EXERCISE REQUIREMENTS
Will you output all of the data below exactly, omitting the images?

--- SUPPLIED DATA ---

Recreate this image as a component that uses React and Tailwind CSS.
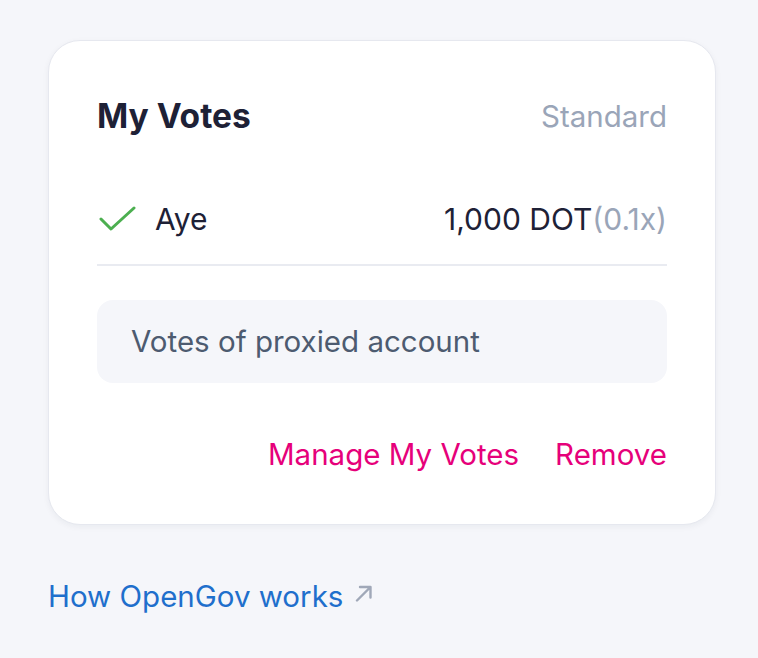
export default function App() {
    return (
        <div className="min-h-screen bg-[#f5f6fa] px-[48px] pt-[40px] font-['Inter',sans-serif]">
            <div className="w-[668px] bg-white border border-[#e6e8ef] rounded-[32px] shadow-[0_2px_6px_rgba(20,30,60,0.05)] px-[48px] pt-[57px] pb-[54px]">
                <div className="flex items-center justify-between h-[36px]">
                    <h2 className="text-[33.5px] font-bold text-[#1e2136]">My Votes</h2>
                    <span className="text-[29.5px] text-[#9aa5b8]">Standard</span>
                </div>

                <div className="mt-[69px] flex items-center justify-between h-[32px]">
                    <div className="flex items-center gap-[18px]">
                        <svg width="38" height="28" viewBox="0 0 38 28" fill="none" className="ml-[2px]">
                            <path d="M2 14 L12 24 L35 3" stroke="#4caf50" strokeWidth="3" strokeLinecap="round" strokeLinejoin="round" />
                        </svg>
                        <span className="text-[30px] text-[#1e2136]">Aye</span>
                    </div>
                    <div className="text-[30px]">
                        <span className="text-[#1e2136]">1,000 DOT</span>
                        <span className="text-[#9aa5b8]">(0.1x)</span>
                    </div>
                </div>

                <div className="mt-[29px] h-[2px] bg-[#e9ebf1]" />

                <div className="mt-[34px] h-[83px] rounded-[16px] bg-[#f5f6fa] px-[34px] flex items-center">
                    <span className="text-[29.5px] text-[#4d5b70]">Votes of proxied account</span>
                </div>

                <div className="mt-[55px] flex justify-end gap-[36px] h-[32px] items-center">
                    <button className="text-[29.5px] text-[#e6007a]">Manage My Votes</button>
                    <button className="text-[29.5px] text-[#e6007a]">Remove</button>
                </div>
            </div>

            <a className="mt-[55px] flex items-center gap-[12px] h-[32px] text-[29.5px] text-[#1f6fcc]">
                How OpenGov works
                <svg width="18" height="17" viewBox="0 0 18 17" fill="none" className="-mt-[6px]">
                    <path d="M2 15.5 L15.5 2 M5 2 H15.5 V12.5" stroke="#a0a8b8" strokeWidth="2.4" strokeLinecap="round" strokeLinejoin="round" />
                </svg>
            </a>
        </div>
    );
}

---

CORRECT ANSWER
Recreate this image as a component that uses React and Tailwind CSS.
export default function App() {
    return (
        <div className="min-h-screen bg-[#f5f6fa] px-[48px] pt-[40px] font-['Inter',sans-serif]">
            <div className="w-[668px] bg-white border border-[#e6e8ef] rounded-[32px] shadow-[0_2px_6px_rgba(20,30,60,0.05)] px-[48px] pt-[57px] pb-[54px]">
                <div className="flex items-center justify-between h-[36px]">
                    <h2 className="text-[33.5px] font-bold text-[#1e2136]">My Votes</h2>
                    <span className="text-[29.5px] text-[#9aa5b8]">Standard</span>
                </div>

                <div className="mt-[69px] flex items-center justify-between h-[32px]">
                    <div className="flex items-center gap-[18px]">
                        <svg width="38" height="28" viewBox="0 0 38 28" fill="none" className="ml-[2px]">
                            <path d="M2 14 L12 24 L35 3" stroke="#4caf50" strokeWidth="3" strokeLinecap="round" strokeLinejoin="round" />
                        </svg>
                        <span className="text-[30px] text-[#1e2136]">Aye</span>
                    </div>
                    <div className="text-[30px]">
                        <span className="text-[#1e2136]">1,000 DOT</span>
                        <span className="text-[#9aa5b8]">(0.1x)</span>
                    </div>
                </div>

                <div className="mt-[29px] h-[2px] bg-[#e9ebf1]" />

                <div className="mt-[34px] h-[83px] rounded-[16px] bg-[#f5f6fa] px-[34px] flex items-center">
                    <span className="text-[29.5px] text-[#4d5b70]">Votes of proxied account</span>
                </div>

                <div className="mt-[55px] flex justify-end gap-[36px] h-[32px] items-center">
                    <button className="text-[29.5px] text-[#e6007a]">Manage My Votes</button>
                    <button className="text-[29.5px] text-[#e6007a]">Remove</button>
                </div>
            </div>

            <a className="mt-[55px] flex items-center gap-[12px] h-[32px] text-[29.5px] text-[#1f6fcc]">
                How OpenGov works
                <svg width="18" height="17" viewBox="0 0 18 17" fill="none" className="-mt-[6px]">
                    <path d="M2 15.5 L15.5 2 M5 2 H15.5 V12.5" stroke="#a0a8b8" strokeWidth="2.4" strokeLinecap="round" strokeLinejoin="round" />
                </svg>
            </a>
        </div>
    );
}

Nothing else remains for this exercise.